The Expected-Token Generator and Acceptance Envelope
The predicted attributes drive an expected-token generator that forms a neighborhood envelope for the next step on the trust slope. The generator is compatible with both identity sources. In a local-state embodiment, it projects recent local-state feature vectors into a stability-tuned space and computes a predicted extractor token together with an acceptance envelope defined as a Hamming ball around that predicted token, that is, all tokens whose Hamming distance from the predicted token is within a radius calibrated to observed intra-role variation. In a hardware-anchor embodiment, it predicts salt freshness and cadence bounds for the next per-epoch derivation, yielding an acceptance window over salt reuse and timing. In a hybrid embodiment, both the Hamming-ball envelope and the salt-cadence window are produced, and both must be satisfied during verification.
The forecasting engine emits an expected-identity set that may include one or more predicted successors, expressed as predicted DAHs (or predicted DDHs for devices), together with their acceptance envelopes and expected inter-step timing. This set is the forward forecast against which an incoming claim is evaluated, and it is the artifact that lets the substrate distinguish an expected next step from a deviation before performing the full continuity comparison.
Comparator and Drift Detection
Upon receipt of a presentation bearing a claimed identity, whether the header DAH or the embedded sender DAH described elsewhere in the disclosure, a comparator evaluates whether the claim lies within the predicted envelope and within the cadence window. If it does, the claim is classified as predicted-trajectory consistent and accepted subject to normal continuity checks. The predictive layer does not replace continuity validation; it precedes and informs it.
Deviations are evaluated as behavioral drift. A drift detector classifies out-of-envelope claims by type, including cadence anomalies, where the claim is early or late relative to the cadence estimator; semantic divergence, where the mutation class is unexpected relative to the role-transition model; and token-space deviation, where the claim exceeds the acceptance envelope in the local-state embodiment. Classifying the deviation by type lets policy respond proportionately rather than treating every deviation as an outright break in continuity.
Policy Outcomes
When a claim is classified as drift, the disclosed policy actions are trust-score adjustment, a requirement for supplemental proof such as a short bounded window from the sender, or quarantine pending corroboration from peers or anchors. These are the outcomes the specification enumerates. Drift does not by itself constitute acceptance or rejection of the underlying identity claim; it is a signal that drives one of these policy responses while the claim is held, corroborated, or degraded in trust according to local policy.

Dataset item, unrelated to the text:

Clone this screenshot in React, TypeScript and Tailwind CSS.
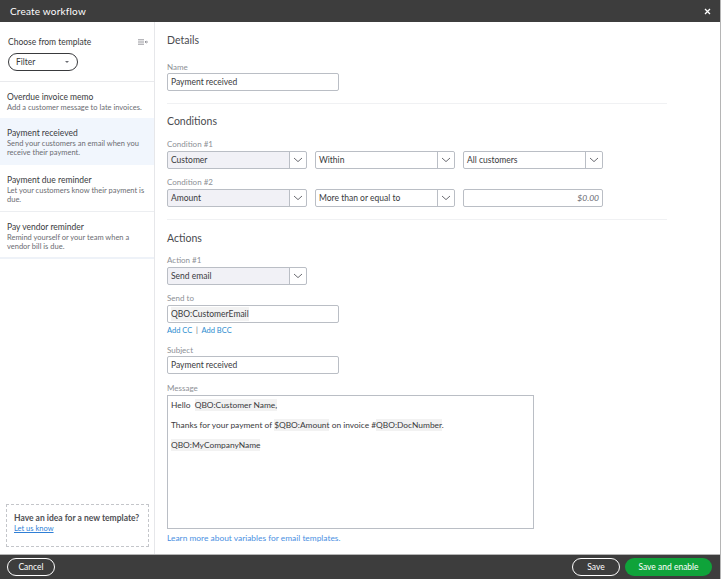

Because the mechanism is agnostic to the unpredictability source, the comparator enforces the envelope appropriate to the embodiment in use: salt freshness and cadence windows predicted by the cadence estimator in the hardware-anchor embodiment, neighborhood envelopes computed from stability-tuned projections in the local-state embodiment, and both simultaneously in the hybrid embodiment, where both must hold for the claim to be accepted.
Composition with Delayed and Sparse Validation
Predictive verification composes with delayed or sparse validation. When a verifier lacks an up-to-date anchor, it can still use the expected-identity set to triage incoming traffic: claims far outside the envelopes are rejected or quarantined immediately, while near-boundary claims are held until a checkpoint or short proof window arrives. Once checkpoint material is available, standard replay from the last trusted state confirms or refutes the prediction without reliance on external registries or static credentials.

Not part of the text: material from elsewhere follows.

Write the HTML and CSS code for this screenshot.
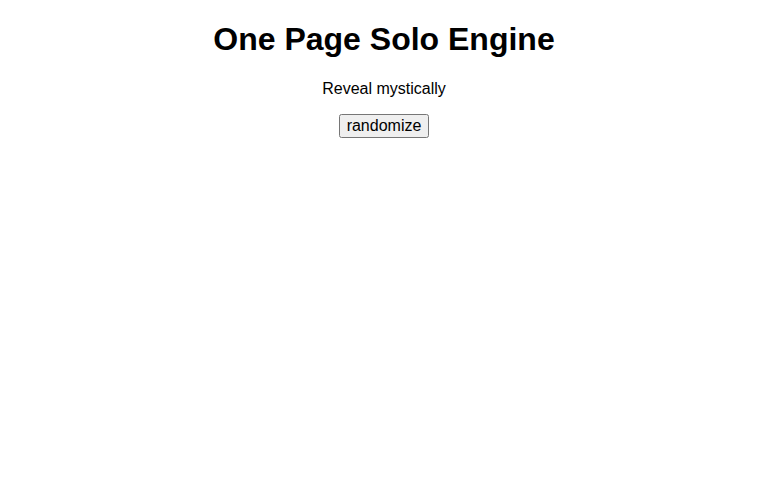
FILE: index.html
```html
<!DOCTYPE html>
<html>
<head>
<meta charset="utf-8">
<link rel="stylesheet" href="styles.css">
</head>
<body>
<div class="app">
  <h1 class="title">One Page Solo Engine</h1>
  <p class="result">Reveal mystically</p>
  <div class="actions">
    <button class="btn">randomize</button>
  </div>
</div>
</body>
</html>
```
FILE: styles.css
```css
body {
  margin: 0;
  font-family: "Liberation Sans", Arial, sans-serif;
  color: #000;
  background: #fff;
}
.app {
  text-align: center;
}
.title {
  font-size: 32px;
  margin: 21.44px 0;
}
.result {
  font-size: 16px;
  margin: 16px 0;
}
.actions {
  margin: 16px 0;
}
.btn {
  font-family: "Liberation Sans", Arial, sans-serif;
  font-size: 16px;
}
```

This composition lets the predictive layer act as an early triage filter under adversarial load or intermittent connectivity, deferring the cost of full replay to the cases that warrant it while still flagging clearly anomalous claims at once. The behavior is consistent with the broader substrate, which is designed to operate using only locally available materials, anchors, and policy-bounded disclosures.
Distinctions
The predictive layer is described in the specification as supplementing continuity checking, not replacing it. A claim that is predicted-trajectory consistent still proceeds to standard continuity validation, and a claim that drifts is not silently rejected but routed to a defined policy outcome of trust-score adjustment, supplemental proof, or quarantine. The forecast is constructed entirely from locally retained history, the cadence estimator's exponentially weighted moving average and the role-transition model's row-stochastic Markov matrix, so any node holding the relevant history buffer can form the same expected-identity set without contacting an external authority.

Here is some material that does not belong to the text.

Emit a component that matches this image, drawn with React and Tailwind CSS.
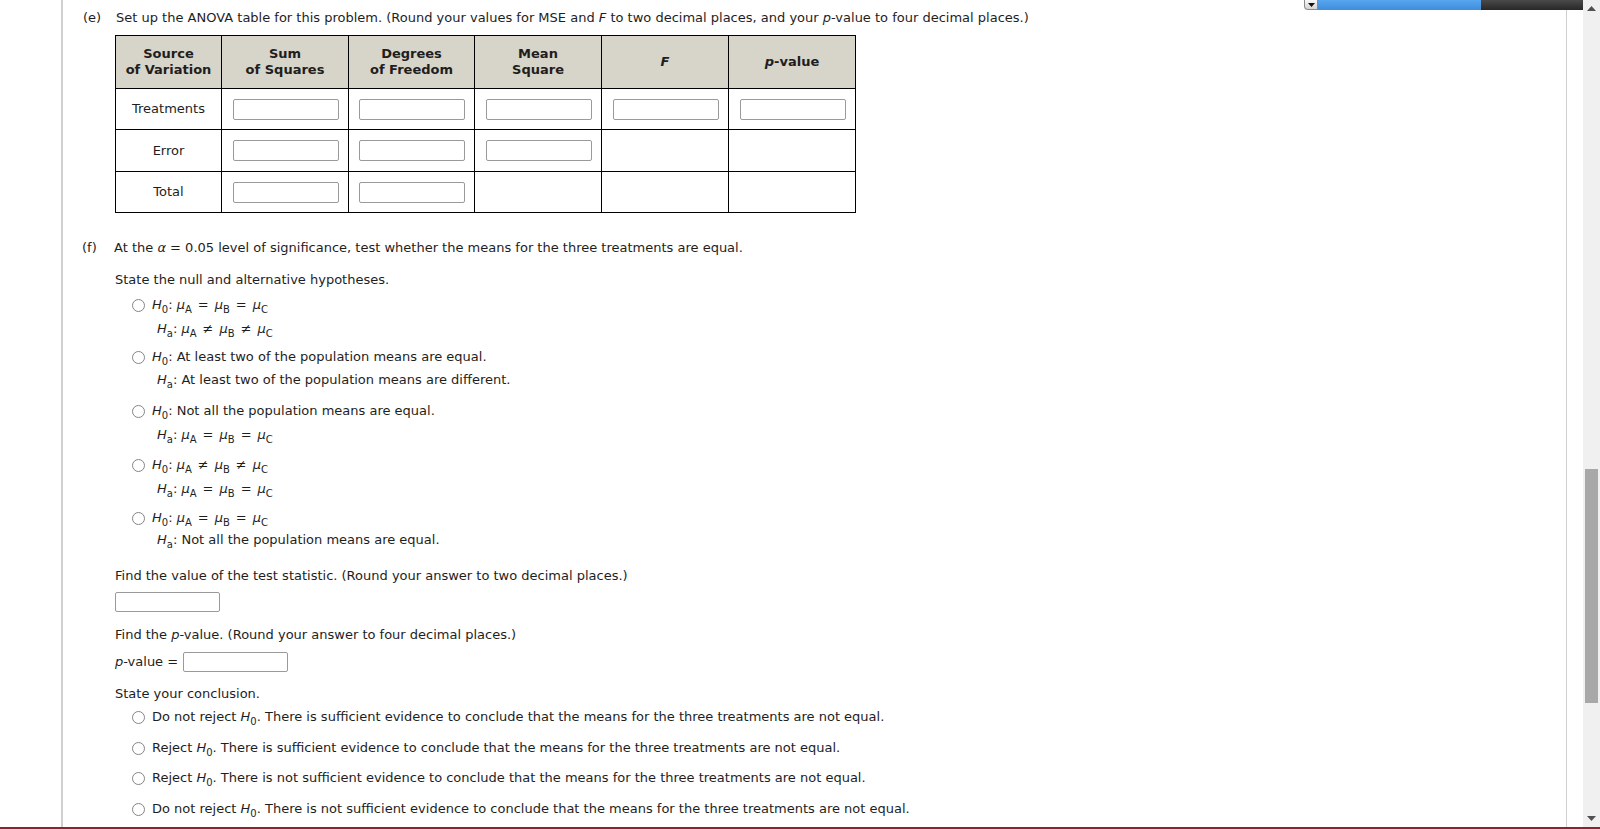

The mechanism's purpose, as disclosed, is early and local detection of compromise or unauthorized mutation while maintaining interoperability with the trust-slope continuity checks disclosed elsewhere in the specification. It surfaces drift before full slope discontinuity occurs, giving the substrate a window in which to triage, corroborate, or degrade trust rather than forcing a binary accept-or-reject decision at the moment of discontinuity.
Disclosure Scope
Predictive mutation verification and behavioral drift detection, comprising a forecasting engine operating over a history buffer of prior validated identities, mutation classes, and inter-step cadence statistics; a cadence estimator maintaining an exponentially weighted moving average of inter-step intervals and a variance term; a role-transition model encoded as a row-stochastic first-order Markov transition matrix; an expected-token generator that forms a neighborhood acceptance envelope, defined as a Hamming ball around a predicted extractor token in the local-state embodiment or a salt-freshness and cadence window in the hardware-anchor embodiment; an expected-identity set of predicted successors with their envelopes and timing; a comparator that classifies a claim as predicted-trajectory consistent or as drift; and a drift detector whose out-of-envelope classifications drive trust-score adjustment, supplemental-proof requirements, or quarantine, is disclosed in U.S. Application No. 19/388,580. This article describes that disclosed mechanism.
The disclosure is agnostic to the unpredictability source: hardware-anchor, local-state extractor, or a hybrid of both, with both envelopes required to hold under the hybrid embodiment. The predictive layer composes with delayed and sparse validation, allowing triage of incoming claims against expected-identity sets even when a current anchor is unavailable, with near-boundary claims held until checkpoint or bounded-proof material permits confirmation by standard replay from the last trusted state.